In the particular circumstances of Mr. Morris’ case, Justice Nakatsuru considered the following aggravating and mitigating factors:
- Aggravating factors:
- The danger associated with the handgun used
- That Mr. Morris concealed that handgun in his jacket while out in public
- Morris’ flight from the police officers (though he also discussed the systemic issues that had led to distrust between police and Black men, such that running away may be understandable)
- Mitigating factors:
- Morris is a first offender who was 22 years old when he committed this crime
- He has supportive friends and family to help with rehabilitation
- Evidence of Mr. Morris’ remorse for having committed the crime
- How anti-Black experiences aggravated his mental health and Post-Traumatic Stress Disorder
- A series of Charter violations, including that Mr. Morris was at one point struck with an officer’s car, and that his right to counsel was violated when another officer continued to question him after he had asked to speak to a lawyer
In consideration of the above factors, Justice Nakatsuru arrived at the result of a sentence of 12 months for Mr. Morris, minus credit for pre-trial custody, plus 18 months of probation to follow.
“So I do hope the future brings better things for you, Mr. Morris. And we, judges, can take chances on people sometimes. Within the limits of the law. And I’m taking a chance on you. Because I do believe that you are a better and stronger person than the facts of these offences show you to be.” – Nakatsuru J., in Morris at para. 99
While Justice Nakatsuru’s individualized approach to sentencing may sound intuitive to some, there is a reason why he has made a reputation for himself as the “poetic judge.” The reason is that – I think – a lot of judges are afraid to do what he is doing. It is much easier to apply the principles of sentencing – denunciation, deterrence, rehabilitation, reparations, and promoting responsibility – more or less the same way to all offenders who come before the court. It is also (albeit counterintuitively) much easier for judges to do so in a way that is catered to the language of fellow judges and lawyers, than it is to make it palatable to the public. Conversely, it is more difficult, and perhaps controversial, to take a deeper look into someone’s background, determine the most suitable outcome in their particular circumstances, and explain that outcome in a way that the public can understand. Justice Nakatsuru stands out in this regard.
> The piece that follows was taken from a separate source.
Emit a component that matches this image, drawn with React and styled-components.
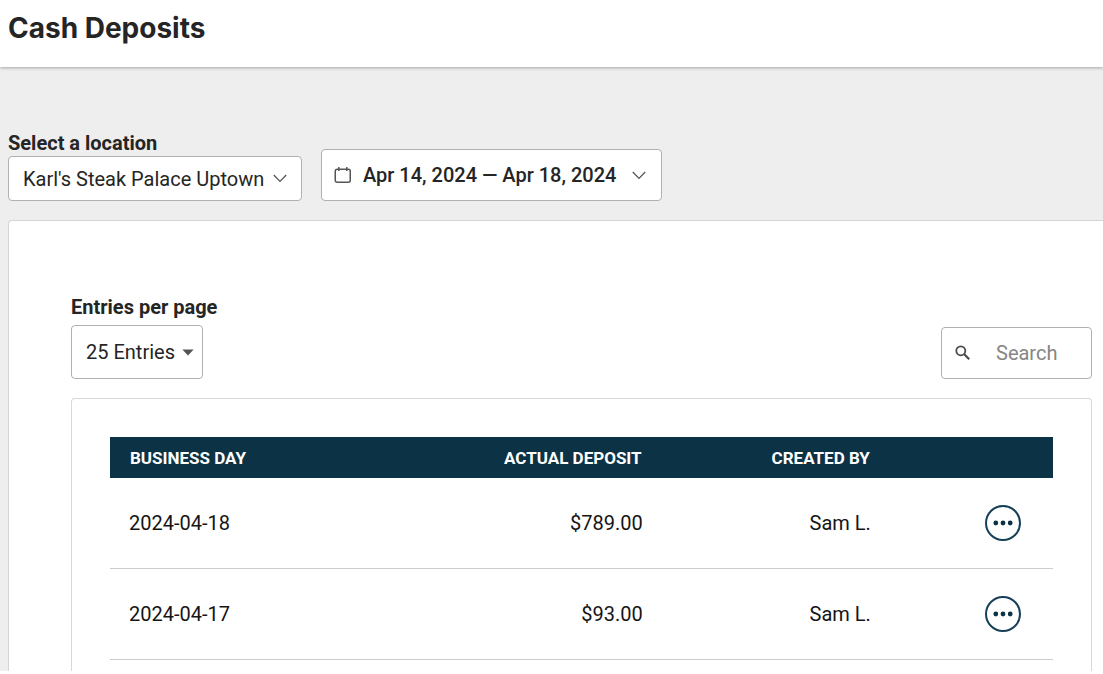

Take, for example, a recent opinion piece published in the Toronto Sun, which criticized Justice Nakatsuru as “playing social worker” during his sentencing of Mr. Morris. The author also captioned a picture of the judge with the phrase “old softy.” He then called the 12-month sentence a “slap on the wrist” in the face of rising gun crime in the city.
Even though levels of gun crime are reportedly rising, which forms part of the impetus for such criticism, I disagree that Justice Nakatsuru is “playing social worker.” He does not pretend to be changing the accused’s life in a substantial way. Rather, throughout all of his decisions, Justice Nakatsuru has balanced the seriousness of the offences with which the accused is charged, and the need for denunciation and deterrence, with an analysis of what brought the individual to commit the crime in the first place. More importantly, he considers these factors in light of what the offender needs so that they do not commit the same crime again. This approach is not only beneficial for the rehabilitation of the offender, but for society at large.
The Star reported that the Crown would be appealing the Morris decision, stating that Justice Nakatsuru “erred by imposing a manifestly unfit sentence.” What will be particularly interesting to see is whether and what comparisons are made throughout the appeal to the Gladue principles for sentencing Indigenous offenders. As more evidence comes to light of the racism involved in interactions between police and Black Canadians, as well as the over-incarceration of Black Canadians, particularly for petty crimes, it begs the question: should we not be developing a framework similar to Gladue for the sentencing of Black offenders? While there are undoubtedly some differences between the experiences of Indigenous peoples and Black people in Canada, there are just as many similarities in their fearful interactions with the justice system. And what kind of a system can we call “just” if it resists the recognition of these inequities?